Hamka berkesimpulan dan menyarankan bahwa Pancasila sebagai Falsafah Negara Indonesia, akan hidup dengan subur dan terjamin, jika sekiranya kaum Muslimin sungguh-sungguh memahami agamanya, sehingga ia menjadi pandangan dan mempengaruhi seluruh perbuatan hidupnya.
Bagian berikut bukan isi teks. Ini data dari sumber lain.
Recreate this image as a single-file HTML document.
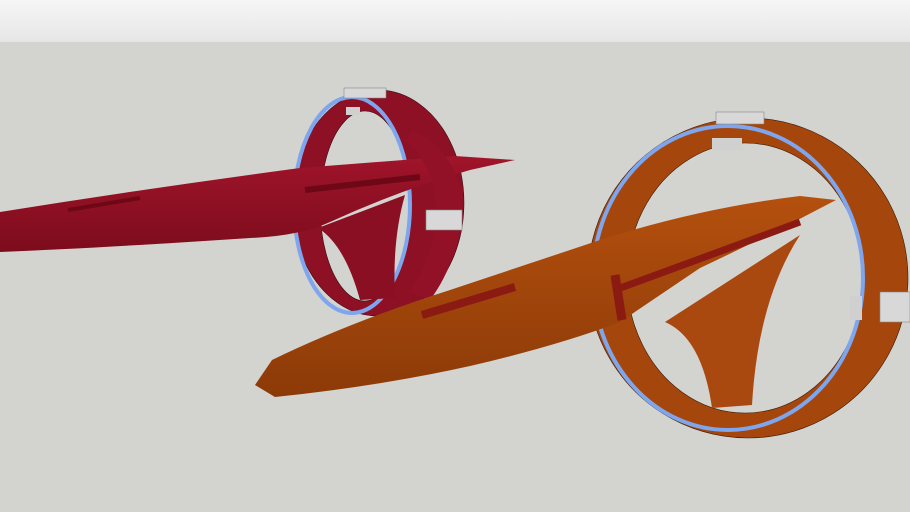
<!DOCTYPE html>
<html><head><style>
html,body{margin:0;padding:0;width:910px;height:512px;overflow:hidden;background:#d3d3cf}
</style></head><body>
<svg width="910" height="512" viewBox="0 0 910 512" xmlns="http://www.w3.org/2000/svg">
<defs>
<linearGradient id="sky" x1="0" y1="0" x2="0" y2="1"><stop offset="0" stop-color="#f6f6f6"/><stop offset="1" stop-color="#e6e6e6"/></linearGradient>
<linearGradient id="rb" x1="0" y1="0" x2="0" y2="1"><stop offset="0" stop-color="#a0142a"/><stop offset="1" stop-color="#7c0c1c"/></linearGradient>
<linearGradient id="ob" x1="0" y1="0" x2="0" y2="1"><stop offset="0" stop-color="#b4500e"/><stop offset="1" stop-color="#8c3a08"/></linearGradient>
</defs>
<rect x="0" y="0" width="910" height="42" fill="url(#sky)"/>
<rect x="0" y="42" width="910" height="470" fill="#d3d3cf"/>

<!-- red ring -->
<path fill-rule="evenodd" fill="#8e1024" stroke="#3a0a10" stroke-width="0.6" d="M378,90 A86,113 0 1,1 377.9,90 Z M365,111 A45,95 0 1,0 365.1,111 Z"/>
<ellipse cx="352" cy="205" rx="58" ry="108" fill="none" stroke="#7ea6ee" stroke-width="4"/>
<!-- red fin -->
<path d="M318,228 Q345,245 360,300 L395,298 Q392,240 405,195 Z" fill="#8a0f22"/>
<!-- red rocket -->
<path d="M0,212 Q150,188 300,168 L455,156 L515,160 L470,170 Q400,190 330,222 Q300,236 250,238 Q100,248 0,252 Z" fill="url(#rb)"/>
<path d="M305,190 L420,177" stroke="#6e0816" stroke-width="6"/>
<path d="M68,210 L140,198" stroke="#6e0816" stroke-width="4"/>
<!-- red ring front band -->
<path d="M412,130 Q455,150 463,200 Q460,260 430,300 L410,292 Q438,250 436,200 Q430,160 405,140 Z" fill="#931126"/>
<rect x="426" y="210" width="36" height="20" fill="#d8d8d8" stroke="#888" stroke-width="0.6"/>
<rect x="344" y="88" width="42" height="10" fill="#d8d8d8" stroke="#888" stroke-width="0.6"/>
<rect x="346" y="107" width="14" height="8" fill="#d0d0d0"/>

<!-- orange ring -->
<path fill-rule="evenodd" fill="#a5470d" stroke="#3a1a05" stroke-width="0.6" d="M748,118 A160,160 0 1,1 747.9,118 Z M745,143 A118,135 0 1,0 745.1,143 Z"/>
<ellipse cx="728" cy="278" rx="135" ry="152" fill="none" stroke="#7ea6ee" stroke-width="4"/>
<!-- orange fin -->
<path d="M665,322 Q702,338 712,408 L752,405 Q758,300 800,235 Z" fill="#a9480f"/>
<!-- orange rocket -->
<path d="M255,385 L272,360 Q350,322 450,290 L600,240 Q700,208 800,196 L836,200 Q770,235 700,268 L620,322 Q560,345 470,366 Q380,386 275,397 Z" fill="url(#ob)"/>
<path d="M422,315 L515,287" stroke="#8a1a12" stroke-width="8"/>
<path d="M615,290 L800,222" stroke="#8a1a12" stroke-width="7"/>
<path d="M615,275 L622,320" stroke="#8a1a12" stroke-width="9"/>
<rect x="880" y="292" width="30" height="30" fill="#d8d8d8" stroke="#888" stroke-width="0.6"/>
<rect x="850" y="296" width="12" height="24" fill="#d0d0d0"/>
<rect x="716" y="112" width="48" height="12" fill="#d8d8d8" stroke="#888" stroke-width="0.6"/>
<rect x="712" y="138" width="30" height="12" fill="#d0d0d0"/>
</svg>
</body></html>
Dan tidaklah ada menurut Hamka, suatu agama ataupun ideologi lain yang dapat menjamin kesuburan Pancasila di Indonesia, melainkan Islam.
Dikutip oleh Hamka apa yang pernah diucapkan oleh Bung Karno pada saat pertemuan Pegawai-pegawai Kementerian Penerangan pada tanggal 28 Maret 1952.

 “Pancasila itu telah lama dimiliki oleh bangsa Indonesia, sejak lahirnya Sarikat Islam yang dipelopori oleh Almarhum H.O.S. Tjokroaminoto…” 
Hamka lalu menambahkan:
Ahmad Tafsir (1982) menyatakan bahwa sesungguhnya Ketuhanan Yang Maha Esa itu adalah core Pancasila. Atas dasar itulah, Maneger Nasution (2015) menegaskan bahwa bila Ketuhanan Yang Maha Esa adalah core Pancasila, (dan memang ya), maka seluruh turunannya (UUD 1945, UU, PP, SKM, JUKNIS) haruslah menempatkan Ketuhanan Yang Maha Esa sebagai core.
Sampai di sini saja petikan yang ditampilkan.